## [WHAT THE TASK REQUIRES]
Pick every line from the data that holds the word "components".

## [DATA PROVIDED]
- - - - -
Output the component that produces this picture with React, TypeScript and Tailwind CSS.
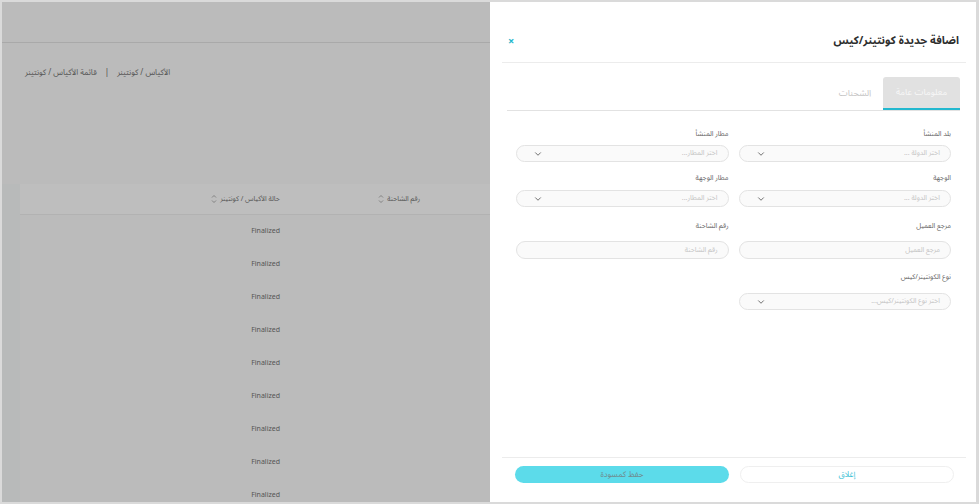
- - - - -
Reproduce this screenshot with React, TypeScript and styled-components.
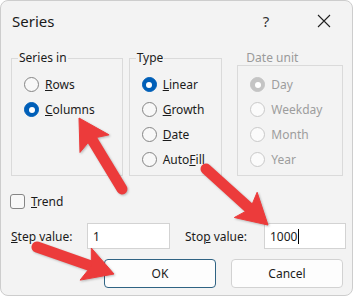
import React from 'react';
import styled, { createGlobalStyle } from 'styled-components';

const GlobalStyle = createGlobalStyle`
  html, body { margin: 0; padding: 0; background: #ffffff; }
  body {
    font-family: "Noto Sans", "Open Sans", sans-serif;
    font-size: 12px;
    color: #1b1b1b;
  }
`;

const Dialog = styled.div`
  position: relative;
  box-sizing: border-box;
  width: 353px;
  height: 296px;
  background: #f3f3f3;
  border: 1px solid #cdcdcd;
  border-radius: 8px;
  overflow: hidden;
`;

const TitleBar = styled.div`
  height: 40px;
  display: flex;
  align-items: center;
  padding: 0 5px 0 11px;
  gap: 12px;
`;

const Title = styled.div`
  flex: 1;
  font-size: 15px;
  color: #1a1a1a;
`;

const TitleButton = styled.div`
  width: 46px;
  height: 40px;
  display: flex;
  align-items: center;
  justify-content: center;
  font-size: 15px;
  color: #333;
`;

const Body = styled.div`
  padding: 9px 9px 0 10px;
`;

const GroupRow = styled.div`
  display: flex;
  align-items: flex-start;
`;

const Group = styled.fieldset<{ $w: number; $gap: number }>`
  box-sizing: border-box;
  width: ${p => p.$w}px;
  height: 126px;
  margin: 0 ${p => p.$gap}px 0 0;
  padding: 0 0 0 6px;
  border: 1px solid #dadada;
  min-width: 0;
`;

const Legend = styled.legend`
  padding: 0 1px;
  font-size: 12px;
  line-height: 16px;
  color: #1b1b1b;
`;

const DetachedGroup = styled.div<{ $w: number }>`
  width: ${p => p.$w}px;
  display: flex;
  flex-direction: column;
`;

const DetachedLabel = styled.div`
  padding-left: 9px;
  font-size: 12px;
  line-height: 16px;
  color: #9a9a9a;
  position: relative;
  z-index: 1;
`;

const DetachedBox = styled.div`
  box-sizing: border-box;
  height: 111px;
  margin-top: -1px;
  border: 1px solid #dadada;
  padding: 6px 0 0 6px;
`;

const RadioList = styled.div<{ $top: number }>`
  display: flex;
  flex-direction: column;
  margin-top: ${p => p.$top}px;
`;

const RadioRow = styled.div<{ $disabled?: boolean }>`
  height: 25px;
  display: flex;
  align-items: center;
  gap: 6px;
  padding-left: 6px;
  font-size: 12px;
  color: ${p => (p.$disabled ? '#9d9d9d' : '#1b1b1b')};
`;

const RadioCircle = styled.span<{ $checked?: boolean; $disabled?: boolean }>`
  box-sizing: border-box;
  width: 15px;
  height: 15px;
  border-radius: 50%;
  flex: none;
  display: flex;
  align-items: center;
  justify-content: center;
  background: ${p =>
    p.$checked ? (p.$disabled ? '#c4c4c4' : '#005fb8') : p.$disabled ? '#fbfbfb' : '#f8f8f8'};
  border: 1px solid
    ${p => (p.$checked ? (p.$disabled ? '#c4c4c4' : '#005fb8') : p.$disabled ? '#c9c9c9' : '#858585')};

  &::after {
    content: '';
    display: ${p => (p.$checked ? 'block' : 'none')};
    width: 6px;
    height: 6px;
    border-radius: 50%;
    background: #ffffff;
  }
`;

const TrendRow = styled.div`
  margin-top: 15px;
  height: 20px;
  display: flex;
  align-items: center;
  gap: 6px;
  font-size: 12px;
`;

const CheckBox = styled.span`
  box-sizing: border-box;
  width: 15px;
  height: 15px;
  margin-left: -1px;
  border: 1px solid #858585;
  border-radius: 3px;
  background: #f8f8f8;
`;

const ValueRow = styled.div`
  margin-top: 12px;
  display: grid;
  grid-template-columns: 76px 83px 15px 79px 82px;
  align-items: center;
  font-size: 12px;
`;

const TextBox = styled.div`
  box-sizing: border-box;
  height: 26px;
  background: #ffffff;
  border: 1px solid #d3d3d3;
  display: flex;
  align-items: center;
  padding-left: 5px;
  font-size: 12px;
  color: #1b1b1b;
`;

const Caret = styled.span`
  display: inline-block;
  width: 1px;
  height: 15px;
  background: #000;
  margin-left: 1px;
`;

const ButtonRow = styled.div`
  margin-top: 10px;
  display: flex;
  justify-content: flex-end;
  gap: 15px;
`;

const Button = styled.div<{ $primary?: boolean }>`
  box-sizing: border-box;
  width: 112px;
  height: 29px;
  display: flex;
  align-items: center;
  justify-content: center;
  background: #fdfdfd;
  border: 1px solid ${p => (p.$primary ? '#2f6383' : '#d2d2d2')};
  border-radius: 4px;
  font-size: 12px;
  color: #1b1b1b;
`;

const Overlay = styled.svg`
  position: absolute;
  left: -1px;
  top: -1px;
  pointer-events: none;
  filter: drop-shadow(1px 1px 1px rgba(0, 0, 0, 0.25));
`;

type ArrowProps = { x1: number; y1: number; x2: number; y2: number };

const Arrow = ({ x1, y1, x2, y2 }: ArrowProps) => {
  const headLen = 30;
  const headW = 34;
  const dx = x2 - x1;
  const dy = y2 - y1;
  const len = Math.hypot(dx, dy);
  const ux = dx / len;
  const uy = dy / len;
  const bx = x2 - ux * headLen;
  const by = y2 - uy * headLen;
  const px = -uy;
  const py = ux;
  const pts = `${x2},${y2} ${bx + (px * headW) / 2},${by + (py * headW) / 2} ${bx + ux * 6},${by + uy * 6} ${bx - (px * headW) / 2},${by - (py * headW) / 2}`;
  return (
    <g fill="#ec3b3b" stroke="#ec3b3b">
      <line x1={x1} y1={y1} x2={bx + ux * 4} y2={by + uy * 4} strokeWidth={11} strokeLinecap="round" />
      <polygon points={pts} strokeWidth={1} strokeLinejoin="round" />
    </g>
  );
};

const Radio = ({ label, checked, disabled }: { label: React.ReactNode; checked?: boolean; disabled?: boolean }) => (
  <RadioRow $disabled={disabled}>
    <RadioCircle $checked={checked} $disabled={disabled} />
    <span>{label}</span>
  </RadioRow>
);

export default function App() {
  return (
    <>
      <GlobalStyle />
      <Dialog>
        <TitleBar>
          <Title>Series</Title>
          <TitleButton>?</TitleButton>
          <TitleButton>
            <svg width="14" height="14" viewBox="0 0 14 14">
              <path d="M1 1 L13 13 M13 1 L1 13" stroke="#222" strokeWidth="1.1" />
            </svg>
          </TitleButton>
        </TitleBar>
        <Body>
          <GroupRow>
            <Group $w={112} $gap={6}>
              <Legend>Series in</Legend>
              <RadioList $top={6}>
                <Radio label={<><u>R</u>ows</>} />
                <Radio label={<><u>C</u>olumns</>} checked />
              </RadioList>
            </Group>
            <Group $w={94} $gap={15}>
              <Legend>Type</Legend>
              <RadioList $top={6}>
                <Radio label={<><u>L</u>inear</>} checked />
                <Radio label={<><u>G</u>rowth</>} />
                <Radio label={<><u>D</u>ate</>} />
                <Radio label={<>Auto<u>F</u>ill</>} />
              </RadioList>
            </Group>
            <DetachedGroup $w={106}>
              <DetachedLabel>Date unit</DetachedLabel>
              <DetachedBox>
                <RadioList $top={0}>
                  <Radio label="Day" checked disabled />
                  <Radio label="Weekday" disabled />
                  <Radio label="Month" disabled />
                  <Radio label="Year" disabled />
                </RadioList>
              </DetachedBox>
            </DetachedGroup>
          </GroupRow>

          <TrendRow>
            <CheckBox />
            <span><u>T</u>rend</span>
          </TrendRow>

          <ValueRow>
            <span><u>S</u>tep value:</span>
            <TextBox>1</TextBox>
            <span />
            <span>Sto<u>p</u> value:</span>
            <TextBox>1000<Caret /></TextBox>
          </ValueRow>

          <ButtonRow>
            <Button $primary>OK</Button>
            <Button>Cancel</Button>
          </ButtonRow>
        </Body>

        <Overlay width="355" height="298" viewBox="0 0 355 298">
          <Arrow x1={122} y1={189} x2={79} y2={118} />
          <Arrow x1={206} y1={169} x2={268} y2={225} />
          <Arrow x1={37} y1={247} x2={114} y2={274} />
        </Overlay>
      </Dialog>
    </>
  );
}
- - - - -
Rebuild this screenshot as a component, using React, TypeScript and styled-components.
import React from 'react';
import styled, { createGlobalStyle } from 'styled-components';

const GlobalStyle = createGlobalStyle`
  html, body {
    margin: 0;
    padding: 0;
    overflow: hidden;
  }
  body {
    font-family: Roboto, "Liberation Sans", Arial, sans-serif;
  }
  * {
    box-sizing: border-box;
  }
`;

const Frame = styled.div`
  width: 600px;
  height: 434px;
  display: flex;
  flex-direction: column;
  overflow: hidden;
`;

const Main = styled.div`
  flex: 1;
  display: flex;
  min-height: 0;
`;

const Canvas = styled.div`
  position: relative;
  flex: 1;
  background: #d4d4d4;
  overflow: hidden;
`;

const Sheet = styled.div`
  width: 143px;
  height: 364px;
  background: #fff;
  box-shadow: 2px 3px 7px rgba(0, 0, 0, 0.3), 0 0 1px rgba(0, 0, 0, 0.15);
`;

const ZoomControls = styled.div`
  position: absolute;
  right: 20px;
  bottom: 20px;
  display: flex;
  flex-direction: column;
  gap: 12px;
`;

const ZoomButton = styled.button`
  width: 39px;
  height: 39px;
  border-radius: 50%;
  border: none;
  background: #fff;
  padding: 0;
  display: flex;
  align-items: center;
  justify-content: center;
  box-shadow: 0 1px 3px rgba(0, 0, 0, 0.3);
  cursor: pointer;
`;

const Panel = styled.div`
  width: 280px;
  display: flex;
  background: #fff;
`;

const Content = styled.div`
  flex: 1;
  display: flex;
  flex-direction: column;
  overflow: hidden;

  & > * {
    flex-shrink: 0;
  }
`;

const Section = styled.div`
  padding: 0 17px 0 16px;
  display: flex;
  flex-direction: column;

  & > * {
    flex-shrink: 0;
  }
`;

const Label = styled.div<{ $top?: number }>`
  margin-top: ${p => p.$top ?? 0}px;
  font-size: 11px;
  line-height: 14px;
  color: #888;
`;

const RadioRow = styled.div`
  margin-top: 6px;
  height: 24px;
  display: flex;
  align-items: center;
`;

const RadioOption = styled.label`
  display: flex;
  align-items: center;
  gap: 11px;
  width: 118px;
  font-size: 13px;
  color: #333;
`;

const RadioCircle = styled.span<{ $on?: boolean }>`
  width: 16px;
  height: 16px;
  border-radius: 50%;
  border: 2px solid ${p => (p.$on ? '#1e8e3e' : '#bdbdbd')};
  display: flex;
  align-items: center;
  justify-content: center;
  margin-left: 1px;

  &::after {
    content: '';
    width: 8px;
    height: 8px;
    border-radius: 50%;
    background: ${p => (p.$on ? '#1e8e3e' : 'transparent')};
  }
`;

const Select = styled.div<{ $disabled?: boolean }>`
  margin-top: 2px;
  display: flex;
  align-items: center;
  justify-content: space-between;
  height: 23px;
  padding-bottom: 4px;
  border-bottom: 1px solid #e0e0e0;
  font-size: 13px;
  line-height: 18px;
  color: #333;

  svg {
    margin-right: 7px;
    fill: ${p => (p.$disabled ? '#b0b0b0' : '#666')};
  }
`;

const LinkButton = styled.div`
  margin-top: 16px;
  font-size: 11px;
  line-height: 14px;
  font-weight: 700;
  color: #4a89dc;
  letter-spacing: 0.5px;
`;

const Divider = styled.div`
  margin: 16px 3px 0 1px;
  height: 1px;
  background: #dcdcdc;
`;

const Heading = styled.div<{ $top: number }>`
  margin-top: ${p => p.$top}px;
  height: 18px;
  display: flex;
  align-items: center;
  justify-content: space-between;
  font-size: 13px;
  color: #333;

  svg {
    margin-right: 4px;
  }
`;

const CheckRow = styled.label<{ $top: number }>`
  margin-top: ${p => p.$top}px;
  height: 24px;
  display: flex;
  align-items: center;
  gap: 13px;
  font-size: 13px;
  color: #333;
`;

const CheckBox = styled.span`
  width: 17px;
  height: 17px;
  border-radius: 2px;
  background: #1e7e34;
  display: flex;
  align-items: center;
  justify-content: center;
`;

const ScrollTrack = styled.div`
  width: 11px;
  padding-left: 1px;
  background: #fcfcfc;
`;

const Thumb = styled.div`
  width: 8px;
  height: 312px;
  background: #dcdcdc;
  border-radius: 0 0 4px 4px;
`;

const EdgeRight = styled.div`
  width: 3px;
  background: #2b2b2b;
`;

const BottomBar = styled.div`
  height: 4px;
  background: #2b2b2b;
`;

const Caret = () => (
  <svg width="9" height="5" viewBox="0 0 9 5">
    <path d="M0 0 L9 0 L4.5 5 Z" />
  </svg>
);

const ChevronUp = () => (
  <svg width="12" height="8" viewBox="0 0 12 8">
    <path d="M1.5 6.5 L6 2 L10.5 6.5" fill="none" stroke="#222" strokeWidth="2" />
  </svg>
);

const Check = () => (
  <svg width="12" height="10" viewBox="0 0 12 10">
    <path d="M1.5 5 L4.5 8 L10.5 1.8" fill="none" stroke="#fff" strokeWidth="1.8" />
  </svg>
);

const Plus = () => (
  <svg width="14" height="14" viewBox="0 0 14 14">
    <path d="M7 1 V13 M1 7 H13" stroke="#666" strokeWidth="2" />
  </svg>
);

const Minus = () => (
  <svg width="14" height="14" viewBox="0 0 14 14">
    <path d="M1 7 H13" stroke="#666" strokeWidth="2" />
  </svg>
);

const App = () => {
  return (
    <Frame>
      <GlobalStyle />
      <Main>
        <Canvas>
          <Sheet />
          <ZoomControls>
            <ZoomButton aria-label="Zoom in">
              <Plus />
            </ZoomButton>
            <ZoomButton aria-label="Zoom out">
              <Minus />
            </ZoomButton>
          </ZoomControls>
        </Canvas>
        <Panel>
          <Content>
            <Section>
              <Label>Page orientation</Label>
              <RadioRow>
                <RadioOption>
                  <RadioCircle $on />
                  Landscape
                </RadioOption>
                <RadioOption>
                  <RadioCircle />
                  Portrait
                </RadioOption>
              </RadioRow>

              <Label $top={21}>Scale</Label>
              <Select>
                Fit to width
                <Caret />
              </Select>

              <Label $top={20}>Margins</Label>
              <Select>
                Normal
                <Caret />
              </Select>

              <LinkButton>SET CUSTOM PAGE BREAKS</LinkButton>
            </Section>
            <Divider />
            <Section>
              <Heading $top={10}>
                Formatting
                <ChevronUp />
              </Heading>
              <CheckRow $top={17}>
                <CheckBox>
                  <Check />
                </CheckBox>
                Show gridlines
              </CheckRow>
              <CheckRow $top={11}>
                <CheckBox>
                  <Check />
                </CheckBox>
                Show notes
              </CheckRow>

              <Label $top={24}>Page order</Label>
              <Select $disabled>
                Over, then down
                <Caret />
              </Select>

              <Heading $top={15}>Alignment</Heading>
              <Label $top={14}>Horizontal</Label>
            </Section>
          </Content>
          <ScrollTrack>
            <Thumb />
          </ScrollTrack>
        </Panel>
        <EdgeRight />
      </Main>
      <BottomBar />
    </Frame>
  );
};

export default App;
- - - - -
## [COMPLETE ANSWER]
Reproduce this screenshot with React, TypeScript and styled-components.
import styled, { createGlobalStyle } from 'styled-components';
Rebuild this screenshot as a component, using React, TypeScript and styled-components.
import styled, { createGlobalStyle } from 'styled-components';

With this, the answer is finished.